◆ Directions for this task: Please print exactly the lines below, from the start of the material up to and including the line with "import React from", but none of the pictures.
-- Source data start --
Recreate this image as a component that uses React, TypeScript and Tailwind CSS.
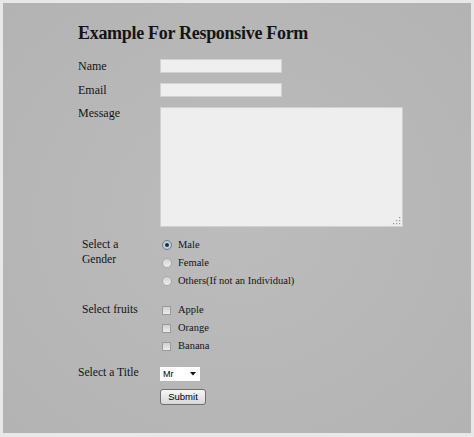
import React from "react";

function Radio({ checked, label }: { checked?: boolean; label: string }) {
  return (
    <div className="flex items-center h-[18px] leading-[18px]">
      <span
        className={
          "ml-[2px] w-[10px] h-[10px] rounded-full border flex items-center justify-center " +
          (checked
            ? "border-[#6e7f90] bg-[radial-gradient(circle,#dbe8f2,#aabccb)]"
            : "border-[#a8a8a8] bg-[linear-gradient(#d2d2d2,#eeeeee)]")
        }
      >
        {checked && <span className="w-[4px] h-[4px] rounded-full bg-[#1f2f3d]" />}
      </span>
      <span className="ml-[6px] text-[10.5px]">{label}</span>
    </div>
  );
}

function Check({ label }: { label: string }) {
  return (
    <div className="flex items-center h-[18px] leading-[18px]">
      <span className="ml-[2px] w-[9px] h-[9px] border border-[#9a9a9a] bg-[linear-gradient(#d0d0d0,#ececec)]" />
      <span className="ml-[7px] text-[10.5px]">{label}</span>
    </div>
  );
}

export default function App() {
  return (
    <div className="w-[474px] h-[437px] bg-[#e8e8e8] pt-[3px] px-[3px] pb-[4px]">
      <div className="h-full bg-[radial-gradient(ellipse_at_center,#bcbcbc,#b3b3b3)] pl-[75px] pt-[19px] font-['Liberation_Serif',serif] text-[#141414] text-[12px] leading-[14px]">
        <h1 className="text-[18px] leading-[22px] font-bold tracking-[-0.3px]">Example For Responsive Form</h1>

        <div className="mt-[15px] flex">
          <div className="w-[82px]">Name</div>
          <div className="w-[122px] h-[14px] bg-[#efefef] border border-[#d2d2d2]" />
        </div>
        <div className="mt-[10px] flex">
          <div className="w-[82px]">Email</div>
          <div className="w-[122px] h-[14px] bg-[#efefef] border border-[#d2d2d2]" />
        </div>
        <div className="mt-[9px] flex">
          <div className="w-[82px]">Message</div>
          <div className="relative mt-[1px] w-[243px] h-[120px] bg-[#eeeeee] border border-[#d0d0d0]">
            <svg className="absolute right-[1px] bottom-[1px]" width="9" height="9" viewBox="0 0 9 9">
              <g fill="#9a9a9a">
                <rect x="7" y="1" width="1.2" height="1.2" />
                <rect x="4" y="4" width="1.2" height="1.2" />
                <rect x="7" y="4" width="1.2" height="1.2" />
                <rect x="1" y="7" width="1.2" height="1.2" />
                <rect x="4" y="7" width="1.2" height="1.2" />
                <rect x="7" y="7" width="1.2" height="1.2" />
              </g>
            </svg>
          </div>
        </div>

        <div className="mt-[9px] flex">
          <div className="w-[82px] pl-[4px] pt-[1px] leading-[15px] text-[11.6px]">
            Select a
            <br />
            Gender
          </div>
          <div className="flex flex-col">
            <Radio checked label="Male" />
            <Radio label="Female" />
            <Radio label="Others(If not an Individual)" />
          </div>
        </div>

        <div className="mt-[11px] flex">
          <div className="w-[82px] pl-[4px] leading-[18px] text-[11.6px]">Select fruits</div>
          <div className="flex flex-col">
            <Check label="Apple" />
            <Check label="Orange" />
            <Check label="Banana" />
          </div>
        </div>

        <div className="mt-[11px] flex">
          <div className="w-[82px] text-[11.6px]">Select a Title</div>
          <div className="mt-[1px] w-[40px] h-[14px] bg-white flex items-center pl-[3px] pr-[4px] font-['Liberation_Sans',sans-serif] text-[9px] text-black">
            <span className="flex-1">Mr</span>
            <svg width="6" height="4" viewBox="0 0 6 4">
              <path d="M0 0 L6 0 L3 3.5 Z" fill="#111" />
            </svg>
          </div>
        </div>

        <div className="mt-[8px] pl-[82px]">
          <div className="w-[46px] h-[16px] rounded-[3px] border border-[#6f6f6f] bg-[linear-gradient(#f6f6f6,#d8d8d8)] flex items-center justify-center font-['Liberation_Sans',sans-serif] text-[9.5px] text-black">
            Submit
          </div>
        </div>
      </div>
    </div>
  );
}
-- Source data end --
◆ Exercise result:
Recreate this image as a component that uses React, TypeScript and Tailwind CSS.
import React from "react";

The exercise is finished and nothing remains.